━━ Supplied material

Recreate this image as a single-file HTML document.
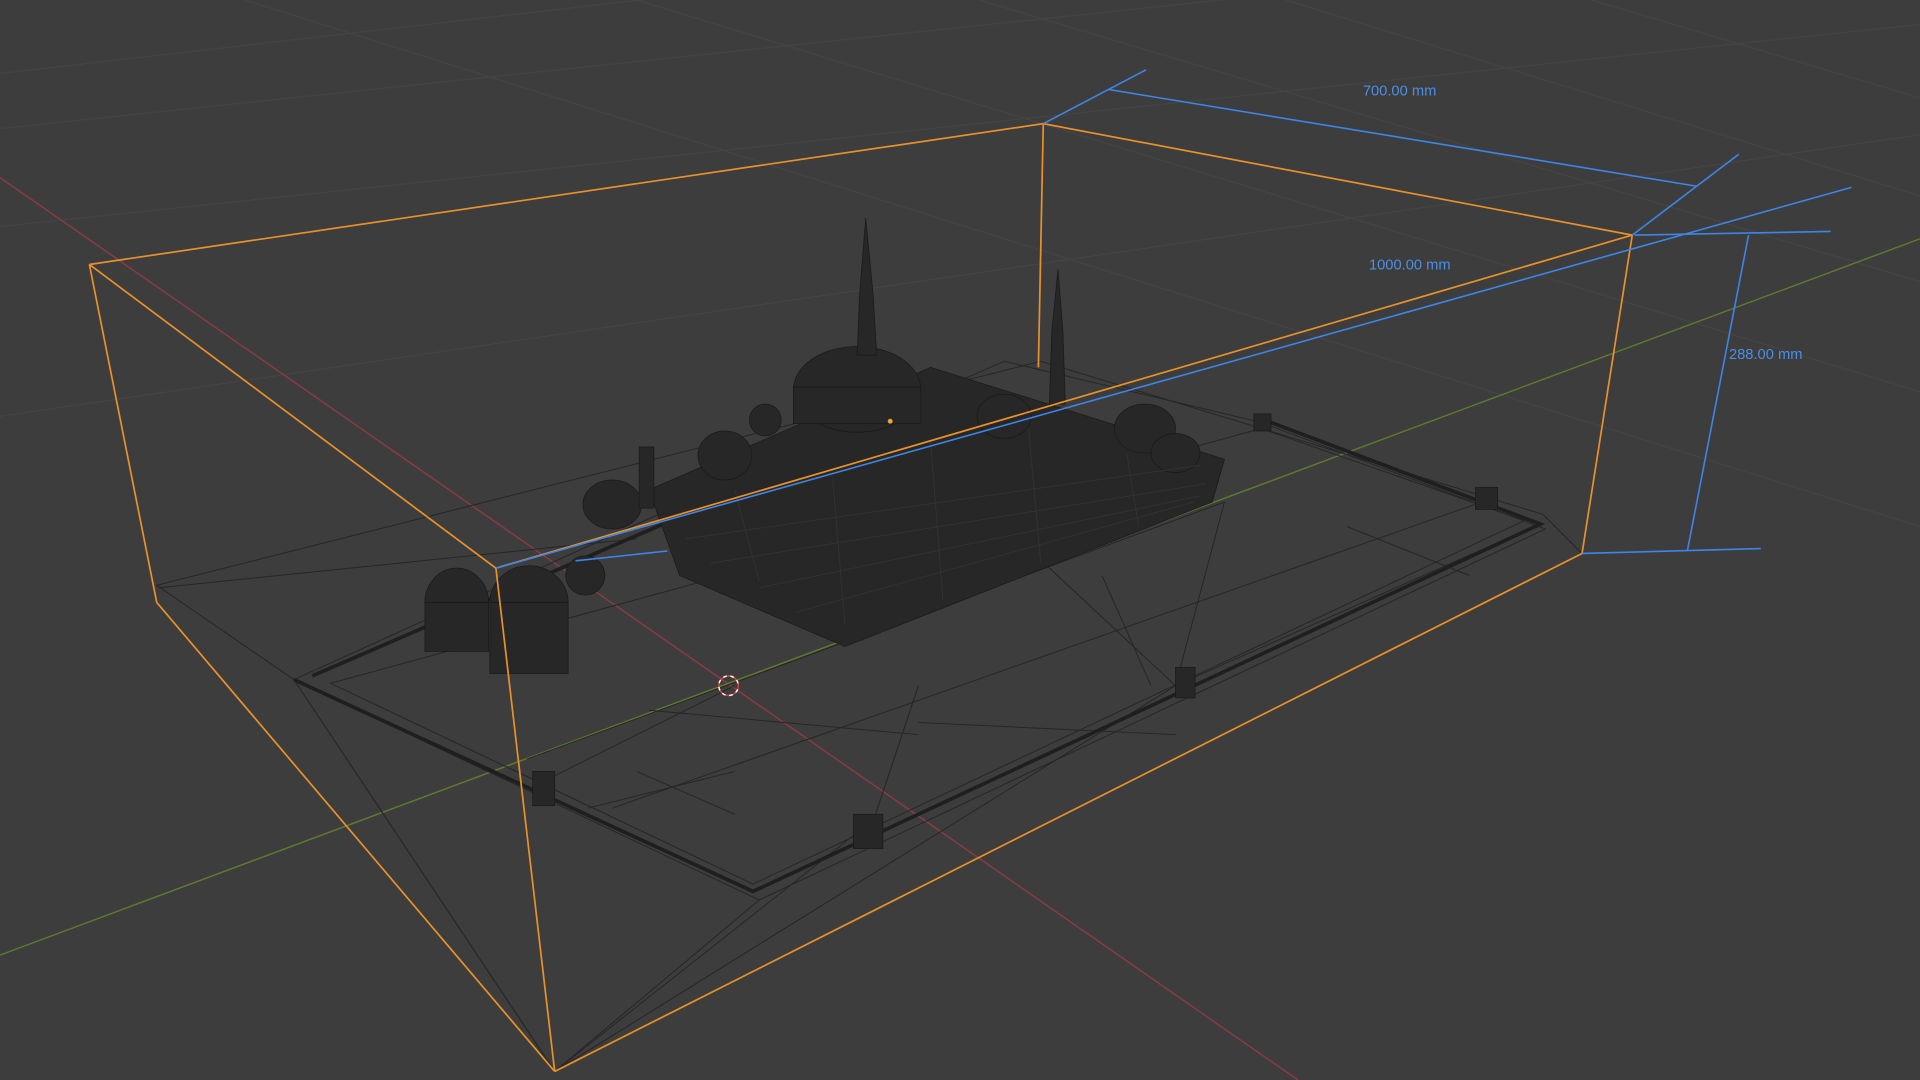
<!DOCTYPE html>
<html><head><meta charset="utf-8"><style>
html,body{margin:0;padding:0;background:#3d3d3d;overflow:hidden}
svg{display:block}
text{font-family:"Liberation Sans",sans-serif;font-size:12px;fill:#4a8fe8}
</style></head><body>
<svg width="1920" height="1080" viewBox="0 0 1568 882" preserveAspectRatio="none">
<rect width="1568" height="882" fill="#3d3d3d"/>
<g stroke="#444444" stroke-width="1" fill="none">
<line x1="0" y1="60" x2="1568" y2="-120"/>
<line x1="0" y1="105" x2="1568" y2="-60"/>
<line x1="0" y1="185" x2="1568" y2="20"/>
<line x1="0" y1="340" x2="1568" y2="110"/>
<line x1="200" y1="0" x2="1568" y2="430"/>
<line x1="520" y1="0" x2="1568" y2="320"/>
<line x1="800" y1="0" x2="1568" y2="230"/>
<line x1="1050" y1="0" x2="1568" y2="160"/>
<line x1="1300" y1="0" x2="1568" y2="80"/>
</g>
<line x1="0" y1="145" x2="1060" y2="882" stroke="#8a3b42" stroke-width="1.2"/>
<line x1="0" y1="780" x2="1568" y2="195" stroke="#5d7a2e" stroke-width="1.2"/>
<g stroke="#262626" stroke-width="0.8" fill="none">
<polygon points="128,478 240,555 453,875 1292,452 1260,420 850,295"/>
<polygon points="240,555 620,735 1262,432 1030,345 820,295 560,410"/>
<polygon points="270,558 615,722 1245,425 1030,350"/>
<line x1="240" y1="555" x2="453" y2="875"/>
<line x1="620" y1="735" x2="453" y2="875"/>
<line x1="960" y1="560" x2="810" y2="420"/>
<line x1="960" y1="560" x2="1000" y2="410"/>
<line x1="710" y1="680" x2="750" y2="560"/>
<line x1="440" y1="640" x2="600" y2="560"/>
<line x1="430" y1="620" x2="1000" y2="410"/>
<line x1="500" y1="660" x2="1210" y2="410"/>
<line x1="130" y1="480" x2="520" y2="440"/>
<line x1="700" y1="680" x2="453" y2="875"/>
<line x1="960" y1="560" x2="453" y2="875"/>
<line x1="1230" y1="440" x2="960" y2="560"/>
<line x1="480" y1="660" x2="600" y2="630"/>
<line x1="520" y1="630" x2="600" y2="665"/>
<line x1="750" y1="590" x2="960" y2="600"/>
<line x1="530" y1="580" x2="750" y2="600"/>
<line x1="900" y1="470" x2="940" y2="560"/>
<line x1="1100" y1="430" x2="1200" y2="470"/>
</g>
<g stroke="#1f1f1f" stroke-width="3" fill="none">
<polyline points="240,555 615,728 1258,428 1030,342"/>
<polyline points="255,552 560,420"/>
</g>
<g fill="#272727" stroke="#1a1a1a" stroke-width="0.6">
<polygon points="530,400 760,300 1000,375 990,410 690,528 555,470"/>
<ellipse cx="700" cy="318" rx="52" ry="35"/>
<rect x="648" y="316" width="104" height="30"/>
<ellipse cx="592" cy="372" rx="22" ry="20"/>
<ellipse cx="625" cy="343" rx="13" ry="13"/>
<ellipse cx="500" cy="412" rx="24" ry="20"/>
<ellipse cx="935" cy="350" rx="25" ry="20"/>
<ellipse cx="960" cy="370" rx="20" ry="16"/>
<ellipse cx="820" cy="340" rx="22" ry="18"/>
<polygon points="707,178 702,240 700,290 716,290 713,240"/>
<polygon points="864,220 859,270 857,330 870,330 868,270"/>
<rect x="522" y="365" width="12" height="50"/>
<ellipse cx="373" cy="492" rx="26" ry="28"/>
<rect x="347" y="492" width="52" height="40"/>
<ellipse cx="432" cy="492" rx="32" ry="30"/>
<rect x="400" y="492" width="64" height="58"/>
<ellipse cx="478" cy="470" rx="16" ry="16"/>
<rect x="960" y="545" width="16" height="25"/>
<rect x="697" y="665" width="24" height="28"/>
<rect x="435" y="630" width="18" height="28"/>
<rect x="1205" y="398" width="18" height="18"/>
<rect x="1024" y="338" width="14" height="14"/>
</g>
<g stroke="#333" stroke-width="0.7" fill="none">
<line x1="560" y1="440" x2="980" y2="380"/>
<line x1="580" y1="460" x2="985" y2="395"/>
<line x1="620" y1="480" x2="980" y2="405"/>
<line x1="650" y1="500" x2="975" y2="410"/>
<line x1="600" y1="400" x2="620" y2="475"/>
<line x1="680" y1="390" x2="690" y2="510"/>
<line x1="760" y1="360" x2="770" y2="490"/>
<line x1="840" y1="350" x2="850" y2="460"/>
<line x1="920" y1="370" x2="930" y2="430"/>
</g>
<circle cx="727" cy="344" r="2" fill="#f0a030"/>
<g stroke="#e8912a" stroke-width="1.4" fill="none">
<polyline points="73,216 852,101 1333,192 405,464 73,216"/>
<line x1="73" y1="216" x2="128" y2="492"/>
<line x1="405" y1="464" x2="453" y2="875"/>
<line x1="1333" y1="192" x2="1292" y2="452"/>
<line x1="852" y1="101" x2="848" y2="300"/>
<line x1="128" y1="492" x2="453" y2="875"/>
<line x1="453" y1="875" x2="1292" y2="452"/>
</g>
<g stroke="#3d86e8" stroke-width="1.3" fill="none">
<line x1="852" y1="101" x2="936" y2="57"/>
<line x1="1333" y1="192" x2="1420" y2="126"/>
<line x1="905" y1="73" x2="1385" y2="152"/>
<line x1="405" y1="464" x2="1512" y2="153"/>
<line x1="470" y1="458" x2="545" y2="450"/>
<line x1="1335" y1="192" x2="1495" y2="189"/>
<line x1="1292" y1="452" x2="1438" y2="448"/>
<line x1="1428" y1="192" x2="1378" y2="450"/>
</g>
<text x="1113" y="78">700.00 mm</text>
<text x="1118" y="220">1000.00 mm</text>
<text x="1412" y="293">288.00 mm</text>
<circle cx="595" cy="560" r="8" fill="none" stroke="#e04040" stroke-width="1.2" stroke-dasharray="3,3"/>
<circle cx="595" cy="560" r="8" fill="none" stroke="#ffffff" stroke-width="1.2" stroke-dasharray="3,3" stroke-dashoffset="3"/>
</svg>
</body></html>
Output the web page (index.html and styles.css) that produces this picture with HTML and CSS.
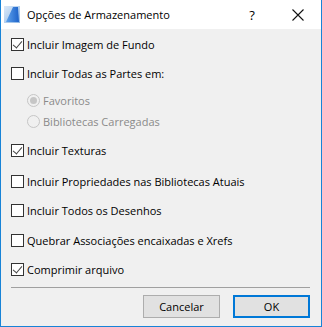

━━━━

**Instructions to follow:**
Repeat each record exactly, with the pictures left out.

**Full answer:**
Recreate this image as a single-file HTML document.
<!DOCTYPE html>
<html><head><meta charset="utf-8"><style>
html,body{margin:0;padding:0;background:#3d3d3d;overflow:hidden}
svg{display:block}
text{font-family:"Liberation Sans",sans-serif;font-size:12px;fill:#4a8fe8}
</style></head><body>
<svg width="1920" height="1080" viewBox="0 0 1568 882" preserveAspectRatio="none">
<rect width="1568" height="882" fill="#3d3d3d"/>
<g stroke="#444444" stroke-width="1" fill="none">
<line x1="0" y1="60" x2="1568" y2="-120"/>
<line x1="0" y1="105" x2="1568" y2="-60"/>
<line x1="0" y1="185" x2="1568" y2="20"/>
<line x1="0" y1="340" x2="1568" y2="110"/>
<line x1="200" y1="0" x2="1568" y2="430"/>
<line x1="520" y1="0" x2="1568" y2="320"/>
<line x1="800" y1="0" x2="1568" y2="230"/>
<line x1="1050" y1="0" x2="1568" y2="160"/>
<line x1="1300" y1="0" x2="1568" y2="80"/>
</g>
<line x1="0" y1="145" x2="1060" y2="882" stroke="#8a3b42" stroke-width="1.2"/>
<line x1="0" y1="780" x2="1568" y2="195" stroke="#5d7a2e" stroke-width="1.2"/>
<g stroke="#262626" stroke-width="0.8" fill="none">
<polygon points="128,478 240,555 453,875 1292,452 1260,420 850,295"/>
<polygon points="240,555 620,735 1262,432 1030,345 820,295 560,410"/>
<polygon points="270,558 615,722 1245,425 1030,350"/>
<line x1="240" y1="555" x2="453" y2="875"/>
<line x1="620" y1="735" x2="453" y2="875"/>
<line x1="960" y1="560" x2="810" y2="420"/>
<line x1="960" y1="560" x2="1000" y2="410"/>
<line x1="710" y1="680" x2="750" y2="560"/>
<line x1="440" y1="640" x2="600" y2="560"/>
<line x1="430" y1="620" x2="1000" y2="410"/>
<line x1="500" y1="660" x2="1210" y2="410"/>
<line x1="130" y1="480" x2="520" y2="440"/>
<line x1="700" y1="680" x2="453" y2="875"/>
<line x1="960" y1="560" x2="453" y2="875"/>
<line x1="1230" y1="440" x2="960" y2="560"/>
<line x1="480" y1="660" x2="600" y2="630"/>
<line x1="520" y1="630" x2="600" y2="665"/>
<line x1="750" y1="590" x2="960" y2="600"/>
<line x1="530" y1="580" x2="750" y2="600"/>
<line x1="900" y1="470" x2="940" y2="560"/>
<line x1="1100" y1="430" x2="1200" y2="470"/>
</g>
<g stroke="#1f1f1f" stroke-width="3" fill="none">
<polyline points="240,555 615,728 1258,428 1030,342"/>
<polyline points="255,552 560,420"/>
</g>
<g fill="#272727" stroke="#1a1a1a" stroke-width="0.6">
<polygon points="530,400 760,300 1000,375 990,410 690,528 555,470"/>
<ellipse cx="700" cy="318" rx="52" ry="35"/>
<rect x="648" y="316" width="104" height="30"/>
<ellipse cx="592" cy="372" rx="22" ry="20"/>
<ellipse cx="625" cy="343" rx="13" ry="13"/>
<ellipse cx="500" cy="412" rx="24" ry="20"/>
<ellipse cx="935" cy="350" rx="25" ry="20"/>
<ellipse cx="960" cy="370" rx="20" ry="16"/>
<ellipse cx="820" cy="340" rx="22" ry="18"/>
<polygon points="707,178 702,240 700,290 716,290 713,240"/>
<polygon points="864,220 859,270 857,330 870,330 868,270"/>
<rect x="522" y="365" width="12" height="50"/>
<ellipse cx="373" cy="492" rx="26" ry="28"/>
<rect x="347" y="492" width="52" height="40"/>
<ellipse cx="432" cy="492" rx="32" ry="30"/>
<rect x="400" y="492" width="64" height="58"/>
<ellipse cx="478" cy="470" rx="16" ry="16"/>
<rect x="960" y="545" width="16" height="25"/>
<rect x="697" y="665" width="24" height="28"/>
<rect x="435" y="630" width="18" height="28"/>
<rect x="1205" y="398" width="18" height="18"/>
<rect x="1024" y="338" width="14" height="14"/>
</g>
<g stroke="#333" stroke-width="0.7" fill="none">
<line x1="560" y1="440" x2="980" y2="380"/>
<line x1="580" y1="460" x2="985" y2="395"/>
<line x1="620" y1="480" x2="980" y2="405"/>
<line x1="650" y1="500" x2="975" y2="410"/>
<line x1="600" y1="400" x2="620" y2="475"/>
<line x1="680" y1="390" x2="690" y2="510"/>
<line x1="760" y1="360" x2="770" y2="490"/>
<line x1="840" y1="350" x2="850" y2="460"/>
<line x1="920" y1="370" x2="930" y2="430"/>
</g>
<circle cx="727" cy="344" r="2" fill="#f0a030"/>
<g stroke="#e8912a" stroke-width="1.4" fill="none">
<polyline points="73,216 852,101 1333,192 405,464 73,216"/>
<line x1="73" y1="216" x2="128" y2="492"/>
<line x1="405" y1="464" x2="453" y2="875"/>
<line x1="1333" y1="192" x2="1292" y2="452"/>
<line x1="852" y1="101" x2="848" y2="300"/>
<line x1="128" y1="492" x2="453" y2="875"/>
<line x1="453" y1="875" x2="1292" y2="452"/>
</g>
<g stroke="#3d86e8" stroke-width="1.3" fill="none">
<line x1="852" y1="101" x2="936" y2="57"/>
<line x1="1333" y1="192" x2="1420" y2="126"/>
<line x1="905" y1="73" x2="1385" y2="152"/>
<line x1="405" y1="464" x2="1512" y2="153"/>
<line x1="470" y1="458" x2="545" y2="450"/>
<line x1="1335" y1="192" x2="1495" y2="189"/>
<line x1="1292" y1="452" x2="1438" y2="448"/>
<line x1="1428" y1="192" x2="1378" y2="450"/>
</g>
<text x="1113" y="78">700.00 mm</text>
<text x="1118" y="220">1000.00 mm</text>
<text x="1412" y="293">288.00 mm</text>
<circle cx="595" cy="560" r="8" fill="none" stroke="#e04040" stroke-width="1.2" stroke-dasharray="3,3"/>
<circle cx="595" cy="560" r="8" fill="none" stroke="#ffffff" stroke-width="1.2" stroke-dasharray="3,3" stroke-dashoffset="3"/>
</svg>
</body></html>
Output the web page (index.html and styles.css) that produces this picture with HTML and CSS.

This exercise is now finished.